#### [Short problem]
Extract from the entries below, exactly as given, only the lines from the line containing "Write a component" to the line containing "import React from", both lines included.

#### [Provided data]
>> Begin

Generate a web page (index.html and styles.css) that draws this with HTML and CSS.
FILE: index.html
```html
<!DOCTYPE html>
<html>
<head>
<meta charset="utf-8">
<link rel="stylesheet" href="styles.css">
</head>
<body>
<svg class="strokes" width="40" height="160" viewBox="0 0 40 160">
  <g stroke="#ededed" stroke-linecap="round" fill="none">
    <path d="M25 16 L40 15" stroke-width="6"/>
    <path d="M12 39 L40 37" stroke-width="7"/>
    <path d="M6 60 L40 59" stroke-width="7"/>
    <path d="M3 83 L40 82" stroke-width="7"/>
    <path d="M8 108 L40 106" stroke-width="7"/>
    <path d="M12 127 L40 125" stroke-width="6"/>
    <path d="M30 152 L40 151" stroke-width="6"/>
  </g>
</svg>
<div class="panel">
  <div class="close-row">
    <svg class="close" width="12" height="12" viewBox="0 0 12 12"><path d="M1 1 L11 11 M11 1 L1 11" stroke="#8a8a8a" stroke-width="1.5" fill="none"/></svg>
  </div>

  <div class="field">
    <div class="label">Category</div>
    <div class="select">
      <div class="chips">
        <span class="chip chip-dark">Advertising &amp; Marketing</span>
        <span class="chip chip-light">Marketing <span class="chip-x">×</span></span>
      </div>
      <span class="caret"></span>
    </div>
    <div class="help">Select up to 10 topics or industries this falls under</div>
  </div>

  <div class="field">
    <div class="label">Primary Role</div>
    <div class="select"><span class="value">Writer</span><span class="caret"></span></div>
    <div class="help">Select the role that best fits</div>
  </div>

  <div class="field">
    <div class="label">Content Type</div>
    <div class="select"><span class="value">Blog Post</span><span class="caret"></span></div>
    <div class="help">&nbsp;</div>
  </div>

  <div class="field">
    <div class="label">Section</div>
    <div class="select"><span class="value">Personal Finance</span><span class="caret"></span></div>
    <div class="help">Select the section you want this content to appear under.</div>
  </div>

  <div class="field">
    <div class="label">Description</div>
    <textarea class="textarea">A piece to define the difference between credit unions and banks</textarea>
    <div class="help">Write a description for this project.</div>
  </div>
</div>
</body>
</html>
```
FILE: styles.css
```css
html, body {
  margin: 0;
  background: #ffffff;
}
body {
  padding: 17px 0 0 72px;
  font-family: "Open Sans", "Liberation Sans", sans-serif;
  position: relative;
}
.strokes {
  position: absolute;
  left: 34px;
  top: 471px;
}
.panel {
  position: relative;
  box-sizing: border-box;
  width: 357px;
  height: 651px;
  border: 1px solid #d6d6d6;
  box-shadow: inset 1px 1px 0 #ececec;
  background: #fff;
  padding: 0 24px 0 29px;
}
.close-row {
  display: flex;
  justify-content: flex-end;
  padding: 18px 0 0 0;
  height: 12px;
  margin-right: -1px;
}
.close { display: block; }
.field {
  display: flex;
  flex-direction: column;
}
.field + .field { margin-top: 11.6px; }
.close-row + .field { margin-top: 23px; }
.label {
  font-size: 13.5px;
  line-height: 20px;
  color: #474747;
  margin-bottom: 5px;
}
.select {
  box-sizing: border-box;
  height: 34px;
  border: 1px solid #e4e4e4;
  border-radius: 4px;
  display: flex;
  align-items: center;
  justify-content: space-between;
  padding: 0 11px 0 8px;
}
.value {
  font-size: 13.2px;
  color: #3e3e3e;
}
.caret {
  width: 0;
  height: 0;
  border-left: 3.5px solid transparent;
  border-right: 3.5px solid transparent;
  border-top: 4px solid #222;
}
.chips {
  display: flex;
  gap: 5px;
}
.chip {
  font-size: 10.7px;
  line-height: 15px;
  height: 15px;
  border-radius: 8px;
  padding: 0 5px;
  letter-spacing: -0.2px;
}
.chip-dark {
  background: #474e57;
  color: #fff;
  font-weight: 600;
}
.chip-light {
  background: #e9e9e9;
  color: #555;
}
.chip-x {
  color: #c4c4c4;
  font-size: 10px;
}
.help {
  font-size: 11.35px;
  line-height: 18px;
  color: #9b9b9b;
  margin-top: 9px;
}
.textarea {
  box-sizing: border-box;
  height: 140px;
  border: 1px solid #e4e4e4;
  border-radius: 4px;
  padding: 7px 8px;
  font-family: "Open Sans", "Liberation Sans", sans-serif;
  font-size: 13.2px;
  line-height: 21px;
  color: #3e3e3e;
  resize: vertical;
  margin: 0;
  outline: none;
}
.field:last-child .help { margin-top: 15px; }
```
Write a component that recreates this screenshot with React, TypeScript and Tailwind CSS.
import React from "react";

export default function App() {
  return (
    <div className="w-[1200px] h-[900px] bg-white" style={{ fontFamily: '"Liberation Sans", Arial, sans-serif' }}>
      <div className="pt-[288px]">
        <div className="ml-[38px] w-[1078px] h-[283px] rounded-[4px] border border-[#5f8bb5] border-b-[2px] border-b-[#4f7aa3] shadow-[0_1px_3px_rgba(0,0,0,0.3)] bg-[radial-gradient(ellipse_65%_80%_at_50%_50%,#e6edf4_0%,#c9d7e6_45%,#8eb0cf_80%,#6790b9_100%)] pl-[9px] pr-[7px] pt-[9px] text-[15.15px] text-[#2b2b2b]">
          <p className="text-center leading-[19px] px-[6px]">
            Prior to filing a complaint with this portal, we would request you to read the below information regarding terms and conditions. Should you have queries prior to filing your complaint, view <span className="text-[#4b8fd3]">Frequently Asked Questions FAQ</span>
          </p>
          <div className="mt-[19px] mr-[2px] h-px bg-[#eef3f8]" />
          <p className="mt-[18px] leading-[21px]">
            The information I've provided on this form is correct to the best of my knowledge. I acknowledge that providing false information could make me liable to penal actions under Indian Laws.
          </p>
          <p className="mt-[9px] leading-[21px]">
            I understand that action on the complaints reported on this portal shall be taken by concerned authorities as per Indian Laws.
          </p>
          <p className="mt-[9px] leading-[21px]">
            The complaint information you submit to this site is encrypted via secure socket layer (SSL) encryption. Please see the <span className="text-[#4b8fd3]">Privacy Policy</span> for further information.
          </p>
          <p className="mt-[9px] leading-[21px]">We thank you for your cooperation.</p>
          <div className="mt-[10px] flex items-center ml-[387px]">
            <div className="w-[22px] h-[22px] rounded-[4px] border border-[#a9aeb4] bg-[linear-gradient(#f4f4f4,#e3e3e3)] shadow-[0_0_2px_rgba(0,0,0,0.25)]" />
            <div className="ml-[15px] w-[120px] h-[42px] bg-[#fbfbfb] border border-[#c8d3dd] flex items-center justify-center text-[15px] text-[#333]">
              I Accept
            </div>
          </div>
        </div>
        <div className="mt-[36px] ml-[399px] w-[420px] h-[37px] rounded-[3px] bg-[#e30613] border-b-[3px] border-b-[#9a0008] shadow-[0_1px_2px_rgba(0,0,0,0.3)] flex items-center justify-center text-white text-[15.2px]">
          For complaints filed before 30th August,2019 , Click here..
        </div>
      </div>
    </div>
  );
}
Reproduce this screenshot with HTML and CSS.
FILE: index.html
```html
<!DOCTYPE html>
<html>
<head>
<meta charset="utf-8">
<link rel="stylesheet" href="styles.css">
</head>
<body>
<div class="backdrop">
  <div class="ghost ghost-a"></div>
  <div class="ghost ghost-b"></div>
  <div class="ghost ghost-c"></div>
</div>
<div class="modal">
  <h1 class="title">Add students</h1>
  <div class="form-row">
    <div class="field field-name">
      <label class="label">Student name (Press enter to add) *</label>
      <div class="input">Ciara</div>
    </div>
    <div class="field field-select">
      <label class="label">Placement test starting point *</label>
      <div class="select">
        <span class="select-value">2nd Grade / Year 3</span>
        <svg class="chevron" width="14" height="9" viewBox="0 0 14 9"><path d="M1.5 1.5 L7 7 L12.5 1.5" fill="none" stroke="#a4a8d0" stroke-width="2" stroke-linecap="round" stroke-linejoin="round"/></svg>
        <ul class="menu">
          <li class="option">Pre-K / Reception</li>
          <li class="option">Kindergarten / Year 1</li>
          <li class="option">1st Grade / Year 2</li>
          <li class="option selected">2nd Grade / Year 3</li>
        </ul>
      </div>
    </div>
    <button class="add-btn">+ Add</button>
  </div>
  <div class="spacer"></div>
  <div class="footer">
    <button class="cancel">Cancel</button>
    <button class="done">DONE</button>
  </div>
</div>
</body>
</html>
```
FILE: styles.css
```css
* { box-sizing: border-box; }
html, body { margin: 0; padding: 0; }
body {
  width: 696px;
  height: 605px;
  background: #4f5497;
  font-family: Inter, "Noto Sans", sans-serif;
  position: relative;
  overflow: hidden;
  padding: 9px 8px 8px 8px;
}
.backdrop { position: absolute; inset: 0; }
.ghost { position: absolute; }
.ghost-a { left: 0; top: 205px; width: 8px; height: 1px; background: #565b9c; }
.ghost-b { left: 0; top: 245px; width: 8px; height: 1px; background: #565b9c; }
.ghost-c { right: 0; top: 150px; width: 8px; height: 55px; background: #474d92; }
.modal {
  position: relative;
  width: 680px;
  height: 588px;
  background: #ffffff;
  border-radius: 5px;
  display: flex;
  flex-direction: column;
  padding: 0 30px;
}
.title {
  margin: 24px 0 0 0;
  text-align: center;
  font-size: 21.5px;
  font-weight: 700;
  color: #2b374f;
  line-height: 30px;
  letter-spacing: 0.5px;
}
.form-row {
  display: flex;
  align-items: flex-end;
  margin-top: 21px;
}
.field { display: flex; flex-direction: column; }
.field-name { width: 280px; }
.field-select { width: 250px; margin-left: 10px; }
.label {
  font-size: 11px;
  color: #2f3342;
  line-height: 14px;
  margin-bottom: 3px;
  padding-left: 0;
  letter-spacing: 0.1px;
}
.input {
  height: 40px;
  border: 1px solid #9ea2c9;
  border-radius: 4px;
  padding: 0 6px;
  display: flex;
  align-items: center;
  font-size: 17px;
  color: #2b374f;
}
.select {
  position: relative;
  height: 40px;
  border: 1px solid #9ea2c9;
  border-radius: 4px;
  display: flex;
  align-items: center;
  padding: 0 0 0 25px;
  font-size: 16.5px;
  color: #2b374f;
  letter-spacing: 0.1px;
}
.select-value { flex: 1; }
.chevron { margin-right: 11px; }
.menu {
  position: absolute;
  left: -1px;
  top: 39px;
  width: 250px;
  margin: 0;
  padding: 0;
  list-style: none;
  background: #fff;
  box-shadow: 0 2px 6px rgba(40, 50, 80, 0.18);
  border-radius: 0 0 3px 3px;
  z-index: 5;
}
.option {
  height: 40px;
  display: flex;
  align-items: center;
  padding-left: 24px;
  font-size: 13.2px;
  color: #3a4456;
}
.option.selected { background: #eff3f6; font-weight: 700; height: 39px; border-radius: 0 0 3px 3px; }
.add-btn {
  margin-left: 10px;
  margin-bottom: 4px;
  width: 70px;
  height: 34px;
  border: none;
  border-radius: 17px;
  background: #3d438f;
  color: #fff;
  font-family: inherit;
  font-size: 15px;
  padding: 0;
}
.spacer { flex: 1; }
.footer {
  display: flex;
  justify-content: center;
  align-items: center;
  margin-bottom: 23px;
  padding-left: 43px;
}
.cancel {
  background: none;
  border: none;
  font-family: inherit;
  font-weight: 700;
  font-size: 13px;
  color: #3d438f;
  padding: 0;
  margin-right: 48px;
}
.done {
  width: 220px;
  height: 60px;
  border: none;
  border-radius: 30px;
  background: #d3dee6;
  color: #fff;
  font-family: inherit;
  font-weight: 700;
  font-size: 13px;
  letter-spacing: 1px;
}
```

>> End

#### [Worked solution]
Write a component that recreates this screenshot with React, TypeScript and Tailwind CSS.
import React from "react";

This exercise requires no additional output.